The Ethics of Living Jim Crow
The reading provides a detailed narrative of what lessons and precautions a Black person had to take to stay safe in a predominantly White society of the 20th century. Wright (1968) writes that his teachings began in early childhood when White neighbors wounded him and continued into adulthood at multiple jobs. This story is remarkable in a way it uncovers many limitations that a Black person faced when living in a structurally unequal society. These “ethics” of living as a Black person made the author feel less human and lacking human rights, making him a target of unprecedented violence and cruelty. Although this text was written around 50 years ago, the abuse imposed onto Blacks is still present in police mistreatment, proving that a Black person still has to adjust to the White world.
The Nadir: Incubator of Sundown Towns
The text challenges the commonly accepted notion of continuous societal progress in the US. It provides the historical background of discrimination in the context of the Civil War, post-war, and Nadir period. Loewen (2005) argues that, contrary to popular opinion, racial equality was never fully implemented, which is evident from the period when African-Americans returned to being non-citizens. This belief is still dominant in American society: most people ignore the historical complexities of discrimination and believe that racism is a long-gone issue that is still discussed with no apparent reason.
Planned Destruction: The Interstates and Central City Housing
The reading documents how the National Highway Program reinforced the housing and social discrimination of the Black population in post-war America. To connect cities and states, highways had to go through low-income areas and, consequently, destroy them (Mohl, 1999). National Highway Program ruined numerous low-income housing districts and rearranged the composition of urban and suburban areas in a way that indirectly discriminated against and evicted the African-American population. The highway project may be addressed as an act of social lynching and is proof for building White America at the expense of Black stability.
Exquisite Corpse
The chapter explores the culture, explanations, and implications of the historical consequences of lynching. Rushdy (2020) describes the practice as a way to impose racial justice and reinforce social hierarchy with White males on the top. These mystical and overtly violent mutilations of the Black people’s corpses were meant to be a public spectacle for White people to justify their dominance and for Black people to fear. Lynching is horrific historical evidence for racial oppression: although Whites claim that African-Americans are violent, they cause mutilations to the dead bodies to make a political statement.

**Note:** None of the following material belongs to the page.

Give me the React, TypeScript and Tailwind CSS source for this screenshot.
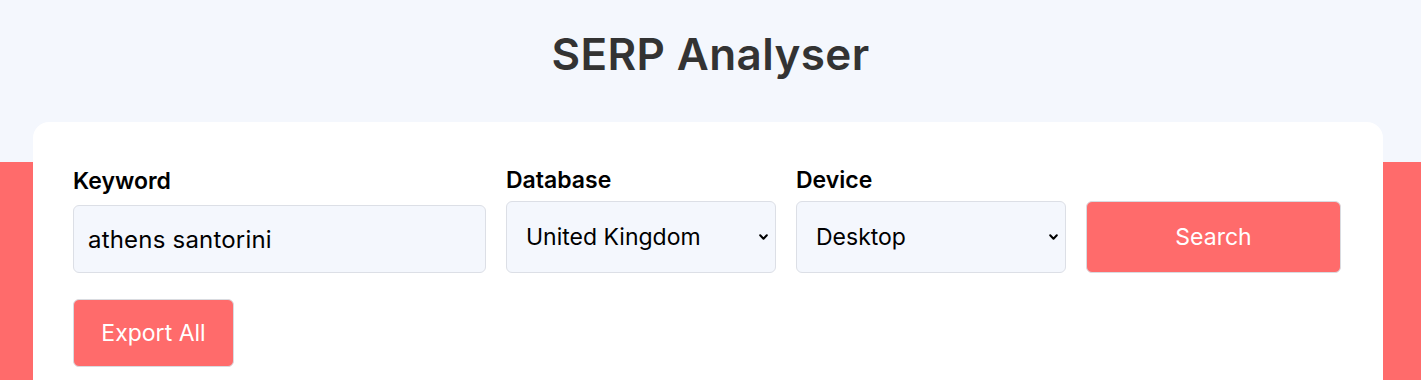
import { useState } from 'react';

function Chevron() {
  return (
    <svg className="pointer-events-none absolute right-[7px] top-1/2 -translate-y-1/2 h-[11px] w-[11px] text-black" viewBox="0 0 10 10" fill="none" stroke="currentColor">
      <path d="M2 3.5 5 6.5 8 3.5" strokeWidth={1.9} strokeLinecap="round" strokeLinejoin="round" />
    </svg>
  );
}

export default function App() {
  const [keyword, setKeyword] = useState('athens santorini');
  const [database, setDatabase] = useState('uk');
  const [device, setDevice] = useState('desktop');

  return (
    <div className="min-h-[380px] bg-[linear-gradient(to_bottom,#f4f7fd_162px,#ff6b6b_162px)] font-['Inter','Liberation_Sans',sans-serif]">
      <h1 className="pt-[28px] pb-[42px] text-center text-[44px] leading-[52px] font-semibold tracking-[0.4px] text-[#333333]">
        SERP Analyser
      </h1>
      <div className="mx-[33px] w-[1350px] rounded-[16px] bg-white px-[40px] pt-[44px] pb-[40px]">
        <div className="flex items-end gap-5">
          <div className="flex w-[413px] flex-col">
            <label htmlFor="keyword" className="mb-[10px] text-[23px] leading-[28px] font-semibold text-black">
              Keyword
            </label>
            <input
              id="keyword"
              value={keyword}
              onChange={(e) => setKeyword(e.target.value)}
              className="h-[68px] rounded-[6px] border border-[#dcdfe6] bg-[#f4f7fd] px-[14px] text-[24px] tracking-[0.2px] text-black outline-none"
            />
          </div>
          <div className="flex w-[270px] flex-col">
            <label htmlFor="database" className="mb-[7px] text-[23px] leading-[28px] font-semibold text-black">
              Database
            </label>
            <div className="relative">
              <select
                id="database"
                value={database}
                onChange={(e) => setDatabase(e.target.value)}
                className="h-[72px] w-full appearance-none rounded-[6px] border border-[#dcdfe6] bg-[#f4f7fd] px-[19px] text-[23px] text-black outline-none"
              >
                <option value="uk">United Kingdom</option>
                <option value="us">United States</option>
              </select>
              <Chevron />
            </div>
          </div>
          <div className="flex w-[270px] flex-col">
            <label htmlFor="device" className="mb-[7px] text-[23px] leading-[28px] font-semibold text-black">
              Device
            </label>
            <div className="relative">
              <select
                id="device"
                value={device}
                onChange={(e) => setDevice(e.target.value)}
                className="h-[72px] w-full appearance-none rounded-[6px] border border-[#dcdfe6] bg-[#f4f7fd] px-[19px] text-[23px] text-black outline-none"
              >
                <option value="desktop">Desktop</option>
                <option value="mobile">Mobile</option>
              </select>
              <Chevron />
            </div>
          </div>
          <button className="h-[72px] w-[255px] rounded-[6px] border border-[#d9dbe0] bg-[#ff6b6b] text-[23px] text-white">
            Search
          </button>
        </div>
        <button className="mt-[26px] h-[68px] w-[161px] rounded-[6px] border border-[#d9dbe0] bg-[#ff6b6b] text-[23px] text-white">
          Export All
        </button>
      </div>
    </div>
  );
}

Autobiographical Narrative
The chapter tells the story of Fannie Lou Hamer, a Black woman who fought for Afro-Americans’ voting rights. In the autobiographical narrative, she describes how she changed since she first heard about the newly gained right to vote. One of the first to register, she transformed from a person who did not understand what rights were to a teacher of citizenship class who enabled others to gain the right to vote too (Hamer, 2020). The abuse that she experienced from the side of White supremacists shows that the time that many people now regard as revolutionary for equality was just as dangerous as the period of slavery.

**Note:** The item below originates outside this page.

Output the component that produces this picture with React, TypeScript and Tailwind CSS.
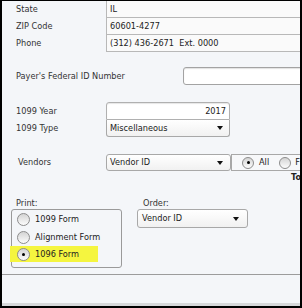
const Arrow = () => (
  <svg width="6" height="4" viewBox="0 0 6 4" className="shrink-0">
    <path d="M0 0 L6 0 L3 4 Z" fill="#111" />
  </svg>
);

const Radio = ({ checked, size = 13 }: { checked?: boolean; size?: number }) => (
  <span
    className={`flex shrink-0 items-center justify-center rounded-full border border-[#8c8c8c] bg-gradient-to-b from-[#d4d4d4] to-[#fcfcfc] ${
      size === 13 ? "h-[13px] w-[13px]" : "h-[12px] w-[12px]"
    }`}
  >
    {checked && <span className="h-[3px] w-[3px] rounded-full bg-black" />}
  </span>
);

const topRows = [
  ["State", "IL"],
  ["ZIP Code", "60601-4277"],
  ["Phone", "(312) 436-2671\u00a0\u00a0Ext. 0000"],
];

export default function App() {
  return (
    <div className="h-[308px] w-[302px] overflow-hidden bg-black px-[2px] pb-[2px] pt-px font-['DejaVu_Sans',Verdana,sans-serif] text-[8.2px] text-[#333]">
      <div className="flex h-full flex-col overflow-hidden bg-[#f4f6f9]">
        {/* address block */}
        {topRows.map(([label, value]) => (
          <div key={label} className="flex h-[17px] shrink-0 items-center">
            <span className="w-[104px] shrink-0 pl-[14px]">{label}</span>
            <div className="flex h-full w-[220px] shrink-0 items-center border-x border-b border-[#b8b8b8] bg-[#fafafa] pl-[3px] text-[#222]">
              {value}
            </div>
          </div>
        ))}

        {/* payer id */}
        <div className="mt-[15px] flex h-[18px] shrink-0 items-center">
          <span className="w-[181px] shrink-0 pl-[14px]">Payer's Federal ID Number</span>
          <div className="h-full w-[140px] shrink-0 rounded-l-[3px] border border-[#a3a3a3] bg-white shadow-[inset_0_1px_1px_rgba(0,0,0,0.12)]" />
        </div>

        {/* 1099 year / type */}
        <div className="mt-[17px] flex h-[18px] shrink-0 items-center">
          <span className="w-[104px] shrink-0 pl-[14px]">1099 Year</span>
          <div className="flex h-full w-[124px] shrink-0 items-center justify-end rounded-t-[3px] border border-[#b0b0b0] bg-white pr-[3px] text-[#222] shadow-[inset_0_1px_1px_rgba(0,0,0,0.1)]">
            2017
          </div>
        </div>
        <div className="flex h-[17px] shrink-0 items-center">
          <span className="w-[104px] shrink-0 pl-[14px]">1099 Type</span>
          <div className="flex h-full w-[124px] shrink-0 items-center justify-between rounded-b-[3px] border-x border-b border-[#a8a8a8] bg-gradient-to-b from-white to-[#f1f1f1] pl-[3px] pr-[6px] text-[#222]">
            <span>Miscellaneous</span>
            <Arrow />
          </div>
        </div>

        {/* vendors */}
        <div className="mt-[17px] flex h-[17px] shrink-0 items-center">
          <span className="w-[104px] shrink-0 pl-[16px]">Vendors</span>
          <div className="flex h-full w-[125px] shrink-0 items-center justify-between rounded-[3px] border border-[#a8a8a8] bg-gradient-to-b from-white to-[#f1f1f1] pl-[3px] pr-[7px] text-[#222]">
            <span>Vendor ID</span>
            <Arrow />
          </div>
          <div className="flex h-full w-[90px] shrink-0 items-center border-y border-l border-[#a8a8a8] bg-[#f7f8fa] pl-[10px] text-[#222]">
            <Radio checked size={12} />
            <span className="ml-[5px] shrink-0">All</span>
            <span className="ml-[10px] shrink-0">
              <Radio size={12} />
            </span>
            <span className="ml-[4px] shrink-0">F</span>
          </div>
        </div>
        <div className="flex h-[12px] shrink-0 items-center pl-[289px] font-bold text-[#222]">
          <span className="shrink-0">To</span>
        </div>

        {/* print / order */}
        <div className="mt-[14px] flex shrink-0">
          <div className="w-[126px] shrink-0 pl-[9px]">
            <div className="flex h-[12px] items-center pl-[5px]">Print:</div>
            <div className="flex h-[59px] w-[111px] flex-col rounded-[3px] border border-[#9a9a9a] text-[#222]">
              <div className="flex h-[18px] items-center pl-[5px]">
                <Radio />
                <span className="ml-[5px]">1099 Form</span>
              </div>
              <div className="flex h-[18px] items-center pl-[5px]">
                <Radio />
                <span className="ml-[5px]">Alignment Form</span>
              </div>
              <div className="-ml-[2px] flex h-[16px] w-[88px] items-center bg-[#f5f53f] pl-[7px]">
                <Radio checked />
                <span className="ml-[5px]">1096 Form</span>
              </div>
            </div>
          </div>
          <div className="ml-[9px] w-[111px] shrink-0">
            <div className="flex h-[12px] items-center pl-[6px]">Order:</div>
            <div className="flex h-[19px] w-[111px] items-center justify-between rounded-[3px] border border-[#a8a8a8] bg-gradient-to-b from-white to-[#f1f1f1] pl-[4px] pr-[8px] text-[#222]">
              <span>Vendor ID</span>
              <Arrow />
            </div>
          </div>
        </div>

        {/* footer */}
        <div className="mt-[6px] flex-1 border-t border-[#9c9c9c]" />
        <div className="h-[3px] shrink-0 bg-[#d6d8da]" />
      </div>
    </div>
  );
}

Video Shows White Teens Driving Over, Killing Black Man
The article shows the modern reflection of the deeply rooted racism and violence that it is associated with. Griffin and Bronstein (2011) write that a group of teenagers has repeatedly beaten and ran a Black man over in an attempt to express White superiority through lynching. Cases like these are not unique, as evident from the contemporary social issue of police officers overusing their power. Thus, Black people often suffer as a result of structural inequality and historically imposed oppression.
References
Griffin, D. & Bronstein, S. (2011). Video shows white teens driving over, killing black man, says DA. CNN Special Investigations.
Hamer, F. L. (2020). Autobiographical narrative. In J. Benjamin (Ed.), Race and ethnicity: difference and decolonization (pp. 71-78). Kendall Hunt Publishing.
Loewen, J. W. (2005) The Nadir: Incubator of Sundown Towns. New Press.
Mohl, R. A. (1999). Planned destruction: The interstates and central city housing. In J. Bauman et al. (Eds.), American Housing Policy (pp. 1-28). Penn State University Press.
Rushdy, A. (2020). Exquisite corpse. In J. Benjamin (Ed.), Race and ethnicity: difference and decolonization (pp. 65-70). Kendall Hunt Publishing.
Wright, R. (1968). The ethics of living Jim Crow. In A. Chapman (Ed.), Black Voices (pp. 288-297). Signet.